WV DHHR confirms 940 new COVID-19 cases, 14 additional deaths on Thursday

Coronavirus

CHARLESTON, W.Va. – The West Virginia Department of Health and Human Resources confirmed 940 new COVID-19 cases and 14 additional deaths in its report on Thursday.

The DHHR announced 857 new COVID-19 cases and 21 additional deaths in its report on Wednesday.

The report from the DHHR stated that as of 10 a.m. on Thursday, January 21, there have been a total of 1,801,381 (+16,594) laboratory results received for COVID-19, with 112,617 (+940) total cases and 1,849 (+14) of those cases resulting in deaths.

A report from Wednesday, January 20, when 21 deaths were added to the state’s death count, a 75-year old male from Pleasants County has been determined to be a duplicate and therefore reduced the total deaths to 1,835 prior to today’s report.

*Residents from North Central West Virginia counties are in bold*

The DHHR has confirmed the deaths of a 93-year old female from Wood County, a 72-year old male from Kanawha County, a 54-year old male from Cabell County, a 66-year old male from Mercer County, an 81-year old male from Doddridge County, a 65-year old female from Kanawha County, a 66-year old male from Harrison County, a 74-year old female from Kanawha County, a 68-year old male from Wood County, a 36-year old female from Kanawha County, an 83-year old female from Wood County, an 84-year old male from Cabell County, a 78-year old male from Kanawha County, and a 58-year old female from Hancock County.

“This is another tragic day for West Virginia as the death toll continues to rise,” said Bill J. Crouch, DHHR Cabinet Secretary. “Our hearts go out to these West Virginians and their families.
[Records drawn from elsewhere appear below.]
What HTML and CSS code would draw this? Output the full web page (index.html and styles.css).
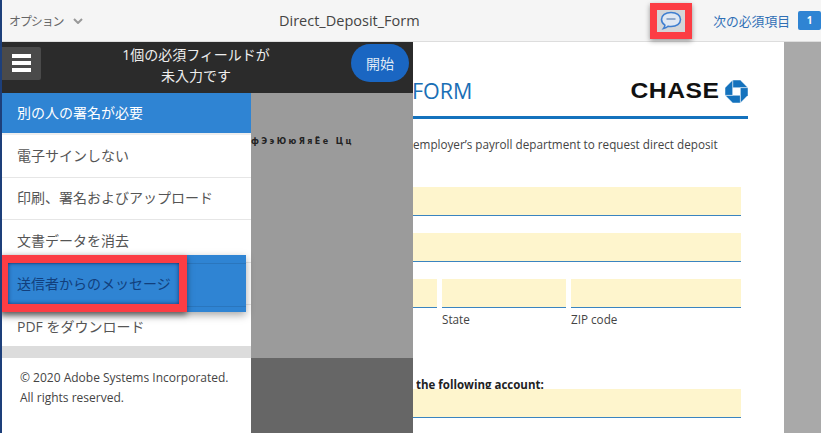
FILE: index.html
```html
<!DOCTYPE html>
<html lang="ja">
<head>
  <meta charset="utf-8">
  <title>Direct_Deposit_Form</title>
  <link rel="stylesheet" href="styles.css">
</head>
<body>
<header class="topbar">
  <div class="options">オプション
    <svg class="chevron" width="10" height="6" viewBox="0 0 10 6"><path d="M1 1l4 4 4-4" fill="none" stroke="#999" stroke-width="2"/></svg>
  </div>
  <div class="doc-name">Direct_Deposit_Form</div>
  <div class="msg-btn">
    <svg width="24" height="20" viewBox="0 0 24 20">
      <path d="M12 1.500c5.600 0 9.500 2.900 9.500 7s-3.900 7-9.500 7c-1 0-2-.1-2.900-.3-1.300 1.300-3 2-4.600 2.300.8-1 1.300-2.100 1.400-3.300C3.900 12.900 2.500 10.900 2.500 8.500c0-4.100 3.900-7 9.500-7z" fill="#dfe8f3" stroke="#3f7fd0" stroke-width="1.600"/>
      <path d="M7.500 8h9" stroke="#8fa9cc" stroke-width="2"/>
    </svg>
  </div>
  <div class="next-field">次の必須項目</div>
  <div class="count">1</div>
</header>

<div class="main">
  <aside class="side">
    <div class="banner">
      <button class="burger"><i></i><i></i><i></i></button>
      <div class="banner-text">1個の必須フィールドが<br>未入力です</div>
      <button class="start">開始</button>
    </div>
    <div class="side-body">
      <div class="menu">
        <ul class="menu-list">
          <li class="menu-item active">別の人の署名が必要</li>
          <li class="menu-item">電子サインしない</li>
          <li class="menu-item">印刷、署名およびアップロード</li>
          <li class="menu-item">文書データを消去</li>
          <li class="menu-item flagged">
            <div class="flag"></div>
            <div class="flag-box"></div>
            <span class="flag-text">送信者からのメッセージ</span>
          </li>
          <li class="menu-item last">PDF をダウンロード</li>
        </ul>
        <div class="menu-gap"></div>
        <p class="copyright">© 2020 Adobe Systems Incorporated.<br>All rights reserved.</p>
      </div>
      <div class="shade">
        <div class="shade-top"><span class="glyphs">фЭэЮюЯяЁе Цц</span></div>
        <div class="shade-bottom"></div>
      </div>
    </div>
  </aside>

  <main class="doc">
    <div class="doc-head">
      <h1 class="form-title">FORM</h1>
      <div class="chase">
        <span class="chase-word">CHASE</span>
        <svg width="23" height="23" viewBox="0 0 24 24">
          <g fill="#1472bd" stroke="#fff" stroke-width=".5">
            <path d="M8 0h8l8 8H8z"/>
            <path d="M24 8v8l-8 8V8z"/>
            <path d="M16 24H8l-8-8h16z"/>
            <path d="M0 16V8l8-8v16z"/>
          </g>
        </svg>
      </div>
    </div>
    <p class="intro">employer’s payroll department to request direct deposit</p>
    <div class="field"></div>
    <div class="field"></div>
    <div class="field-row">
      <div class="cell city"><div class="field"></div></div>
      <div class="cell state"><div class="field"></div><span class="cap">State</span></div>
      <div class="cell zip"><div class="field"></div><span class="cap">ZIP code</span></div>
    </div>
    <p class="account">the following account:</p>
    <div class="field"></div>
  </main>

  <div class="gutter"></div>
</div>
</body>
</html>
```

FILE: styles.css
```css
html,body{margin:0;padding:0;height:433px;overflow:hidden}
body{border-left:2px solid #1d3f7a;box-sizing:border-box;font-family:"Open Sans","Noto Sans CJK JP",sans-serif;background:#fff;color:#444}
ul,p,h1{margin:0;padding:0}
button{border:0;padding:0;font:inherit}

/* top bar */
.topbar{height:41px;display:flex;align-items:center;background:#f5f5f5;border-bottom:1px solid #ddd}
.options{width:277px;padding-left:7px;box-sizing:border-box;font-size:12px;color:#666;display:flex;align-items:center;letter-spacing:-1.100px}
.chevron{margin-left:9px}
.doc-name{font-size:14.500px;color:#444}
.msg-btn{margin-left:auto;width:28px;height:22px;border:7px solid #fc3d44;background:#d4d6d8;box-shadow:0 2px 5px rgba(0,0,0,.4);display:flex;align-items:center;justify-content:center}
.next-field{margin-left:21px;font-size:12.800px;color:#2f6fb5}
.count{margin-left:8px;width:23px;height:19px;background:#2f84d3;border-radius:2px;color:#fff;font-size:10px;font-weight:700;line-height:19px;text-align:center}

.main{display:flex;height:391px}

/* left panel */
.side{width:411px;flex:none;display:flex;flex-direction:column}
.banner{height:51px;background:#2b2b2b;display:flex;align-items:center;color:#eee}
.burger{width:39px;height:33px;margin-top:-9px;background:#4a4a4a;border-radius:0 2px 2px 0;display:flex;flex-direction:column;align-items:center;justify-content:center;gap:3px}
.burger i{display:block;width:19px;height:4px;background:#fff}
.banner-text{width:310px;margin-top:-5px;text-align:center;font-size:14px;line-height:21px}
.start{width:58px;height:38px;margin-top:-10px;border-radius:19px;background:#1a66c2;color:#dfe9f5;font-size:14px}

.side-body{flex:1;display:flex}
.menu{width:249px;flex:none;background:#fff}
.menu-list{list-style:none}
.menu-item{height:42.600px;box-sizing:border-box;padding:0 0 2px 15px;display:flex;align-items:center;font-size:14px;color:#555;border-bottom:1px solid #e6e6e6;position:relative}
.menu-item.active{height:42px;background:#2f84d3;color:#fff;border-bottom:2px solid #eee}
.menu-item.last{height:41px;padding-bottom:0;border-bottom:0}
.flag{position:absolute;left:-2px;top:-8px;width:246px;height:57px;background:#2f84d3;box-shadow:0 3px 8px rgba(0,0,0,.35)}
.flag::before{content:"";position:absolute;left:0;right:0;top:8px;height:42px;border-top:1px solid rgba(0,0,0,.1);border-bottom:1px solid rgba(0,0,0,.1)}
.flag-box{position:absolute;left:-2px;top:-8px;width:187px;height:57px;box-sizing:border-box;border:8px solid #fc3d44;box-shadow:0 3px 6px rgba(0,0,0,.5),inset 0 0 4px rgba(0,0,50,.6)}
.flag-text{position:relative;color:#123f7c}
.menu-gap{height:12px;background:#dcdcdc}
.copyright{padding:10px 0 0 18px;font-size:12px;line-height:20px;color:#444}

.shade{flex:1;display:flex;flex-direction:column}
.shade-top{height:265px;background:#9b9b9b}
.shade-bottom{flex:1;background:#666}
.glyphs{display:block;margin-top:44px;font:bold 8px "DejaVu Sans",sans-serif;letter-spacing:2.400px;color:#222;white-space:pre}

/* document */
.doc{width:371px;flex:none;padding-right:36px;box-sizing:border-box;overflow:hidden}
.doc-head{height:74px;display:flex;justify-content:space-between;border-bottom:3px solid #1472bd;box-sizing:content-box}
.form-title{font-size:21.500px;font-weight:400;color:#1a6fb5;margin:35px 0 0 -1px;line-height:28px}
.chase{display:flex;align-items:flex-start;gap:5px;padding-top:38px}
.chase-word{margin-top:-1px;font:bold 22px/24px "Liberation Sans",sans-serif;color:#111;letter-spacing:.5px;transform:scaleX(1.12);transform-origin:right center}
.intro{margin:17px 0 35px;font-size:11.700px;line-height:16px;color:#444;white-space:nowrap}
.field{height:28px;background:#fef5cd;border-bottom:1px solid #3a84c0;margin:0 7px 17px 0}
.field-row{display:flex;gap:5px;margin-right:7px}
.field-row .field{margin:0 0 3px}
.city{width:24px}
.state{width:124px}
.zip{flex:1}
.cap{display:block;font-size:11.700px;line-height:16px;color:#444}
.account{height:12px;overflow:hidden;margin:50px 0 0 3px;font-size:11.500px;font-weight:700;line-height:16px;color:#222}
.gutter{flex:1;background:#a9a9a9}
```
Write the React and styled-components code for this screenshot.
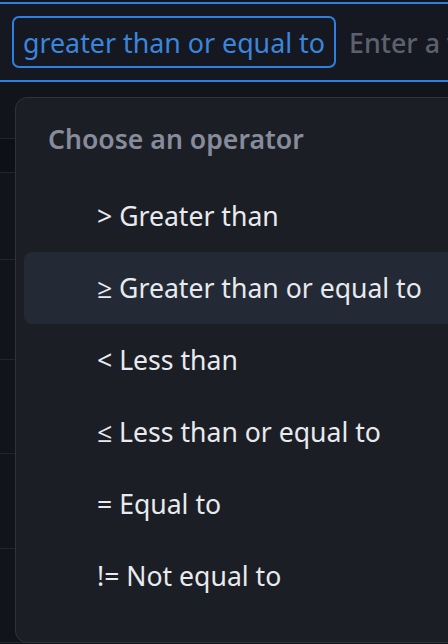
import React from "react";
import styled, { createGlobalStyle } from "styled-components";

const GlobalStyle = createGlobalStyle`
  html, body {
    margin: 0;
    height: 100%;
    background: #11141b;
    overflow: hidden;
  }
  body {
    font-family: "Noto Sans", "Open Sans", sans-serif;
  }
`;

const Page = styled.div`
  position: relative;
  width: 448px;
  height: 644px;
  padding-top: 2px;
  box-sizing: border-box;
  overflow: hidden;
`;

const FilterBar = styled.div`
  height: 80px;
  box-sizing: border-box;
  border-top: 2px solid #2f7fe0;
  border-bottom: 2px solid #2f7fe0;
  background: #151820;
  display: flex;
  align-items: center;
  gap: 13px;
  white-space: nowrap;
`;

const EdgeStub = styled.div`
  width: 1px;
  height: 40px;
  background: #2c313a;
  margin-right: -1px;
`;

const Chip = styled.div`
  height: 52px;
  box-sizing: border-box;
  padding: 0 9px;
  border: 2px solid #2f7fe0;
  border-radius: 7px;
  display: flex;
  align-items: center;
  color: #3b86dc;
  font-size: 26.8px;
`;

const Placeholder = styled.span`
  color: #5c626d;
  font-size: 26.8px;
  font-weight: 500;
`;

const Table = styled.div`
  display: flex;
  flex-direction: column;
`;

const Row = styled.div`
  height: ${(p) => p.h}px;
  border-bottom: 1px solid #21262e;
  background: ${(p) => (p.head ? "#0d1015" : "#11141b")};
`;

const Dropdown = styled.div`
  position: absolute;
  left: 15px;
  top: 97px;
  width: 480px;
  height: 546px;
  box-sizing: border-box;
  background: #1b1e25;
  border: 1px solid #2d323b;
  border-radius: 12px;
  padding: 0 8px;
`;

const Title = styled.div`
  height: 82px;
  padding-left: 24px;
  display: flex;
  align-items: center;
  color: #878c9b;
  font-size: 26.6px;
  font-weight: 600;
`;

const List = styled.ul`
  list-style: none;
  margin: 0;
  padding: 0;
`;

const Item = styled.li`
  height: 72px;
  padding-left: 73px;
  border-radius: 8px;
  display: flex;
  align-items: center;
  color: #e8eaee;
  font-size: 26.6px;
  background: ${(p) => (p.active ? "#232a35" : "transparent")};
  white-space: nowrap;
`;

const rows = [
  { h: 56 },
  { h: 33, head: true },
  { h: 86 },
  { h: 99 },
  { h: 93 },
  { h: 94 },
  { h: 93 },
];

const operators = [
  "> Greater than",
  "≥ Greater than or equal to",
  "< Less than",
  "≤ Less than or equal to",
  "= Equal to",
  "!= Not equal to",
];

export default function App() {
  return (
    <Page>
      <GlobalStyle />
      <FilterBar>
        <EdgeStub />
        <Chip>greater than or equal to</Chip>
        <Placeholder>Enter a value</Placeholder>
      </FilterBar>
      <Table>
        {rows.map((r, i) => (
          <Row key={i} h={r.h} head={r.head} />
        ))}
      </Table>
      <Dropdown>
        <Title>Choose an operator</Title>
        <List>
          {operators.map((op, i) => (
            <Item key={op} active={i === 1}>
              {op}
            </Item>
          ))}
        </List>
      </Dropdown>
    </Page>
  );
}
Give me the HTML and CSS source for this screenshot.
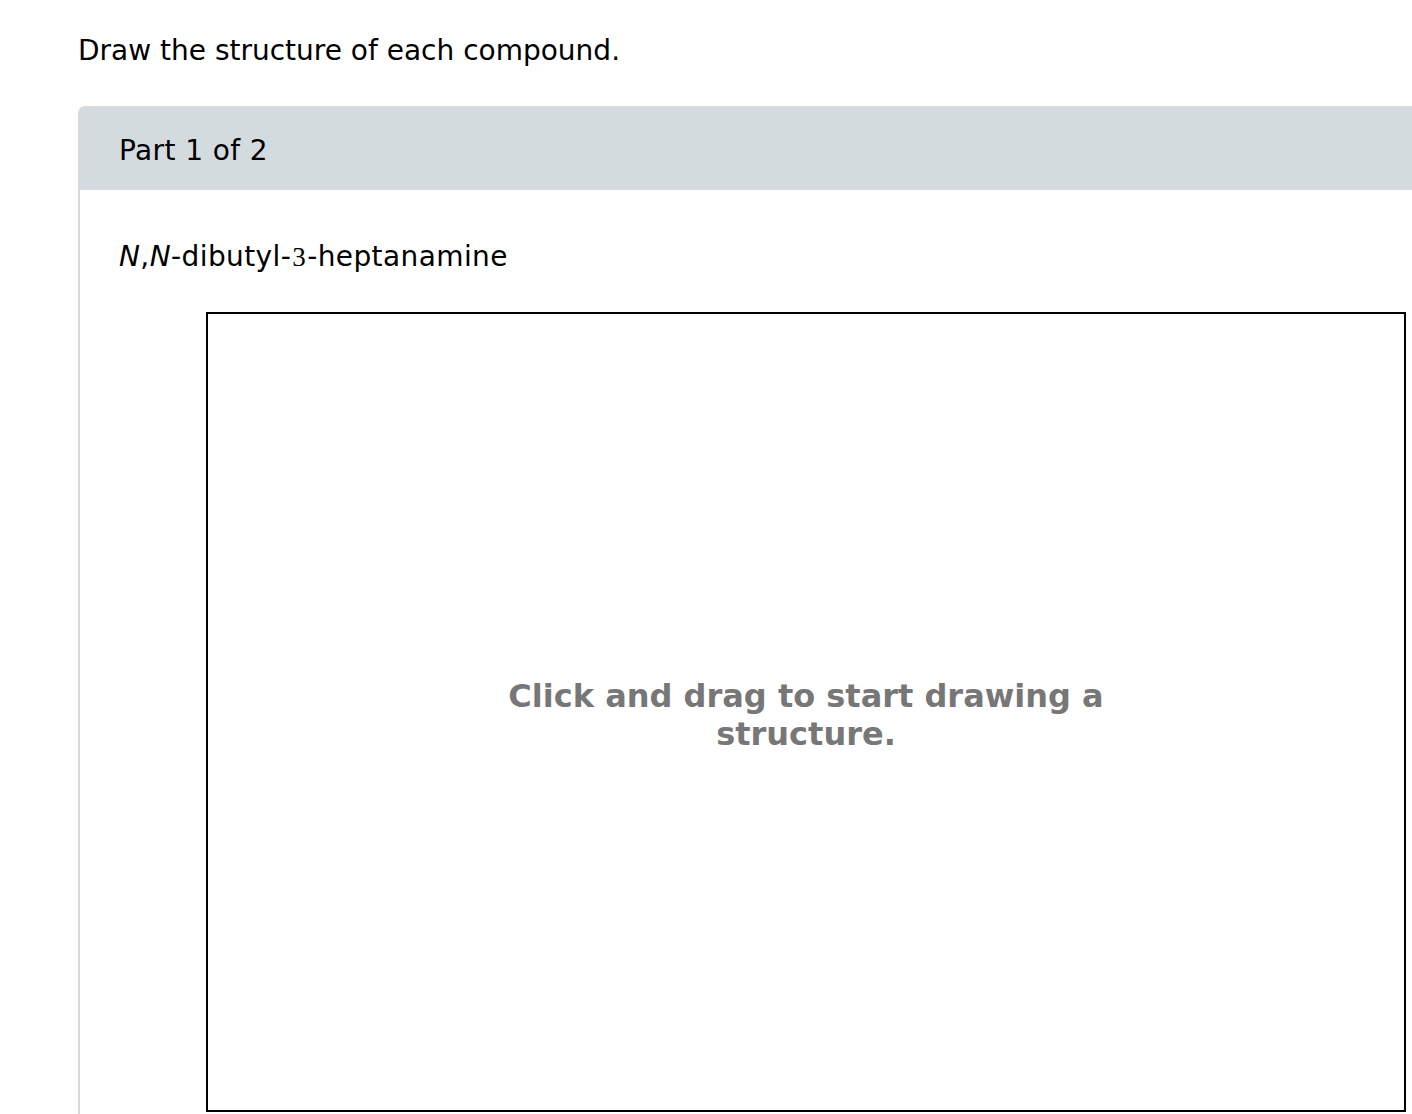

Let’s continue taking every precaution we can to slow the spread of this disease.”

According to the DHHR’s COVID-19 dashboard, there are currently 25,737 (-480) active cases and 85,031 (+1,407) recovered cases in the state.

Listed below are the total numbers of COVID-19 cases per county, according to the DHHR’s latest report:

CASES PER COUNTY: Barbour (1,030), Berkeley (8,289), Boone (1,338), Braxton (718), Brooke (1,811), Cabell (6,604), Calhoun (194), Clay (310), Doddridge (375), Fayette (2,218), Gilmer (542), Grant (936), Greenbrier (2,100), Hampshire (1,278), Hancock (2,360), Hardy (1,119), Harrison (4,157), Jackson (1,526), Jefferson (3,072), Kanawha (10,483), Lewis (746), Lincoln (1,065), Logan (2,169), Marion (3,023), Marshall (2,612), Mason (1,432), McDowell (1,166), Mercer (3,754), Mineral (2,337), Mingo (1,803), Monongalia (6,648), Monroe (839), Morgan (833), Nicholas (966), Ohio (3,180), Pendleton (505), Pleasants (734), Pocahontas (529), Preston (2,305), Putnam (3,588), Raleigh (3,797), Randolph (2,032), Ritchie (516), Roane (421), Summers (642), Taylor (932), Tucker (427), Tyler (522), Upshur (1,333), Wayne (2,157), Webster (225), Wetzel (930), Wirt (305), Wood (6,227), Wyoming (1,457).

*Note – Please note that delays may be experienced with the reporting of information from the local health department to DHHR. As case surveillance continues at the local health department level, it may reveal that those tested in a certain county may not be a resident of that county, or even the state as an individual in question may have crossed the state border to be tested.

Please visit the dashboard located at www.coronavirus.wv.gov for more information.

According to the dashboard, as of Thursday morning, 137,068 (+3,031) first doses of the vaccine have been administered, and 32,122 (+5,960) people have been fully vaccinated.

Free COVID-19 testing is available daily to all West Virginia residents.  Please visit https://dhhr.wv.gov/COVID-19/pages/testing.aspx to view the testing site map and location list.

Editor’s note: The numbers received from the West Virginia DHHR include cases that have already been resolved. Therefore, these counts need to be viewed as historical cases, rather than active cases.

Editor’s note 2: The total number of cases confirmed by the DHHR now includes probable cases, which are individuals that have symptoms and either serologic (antibody) or epidemiologic (e.g., a link to a confirmed case) evidence of disease, but no confirmatory test.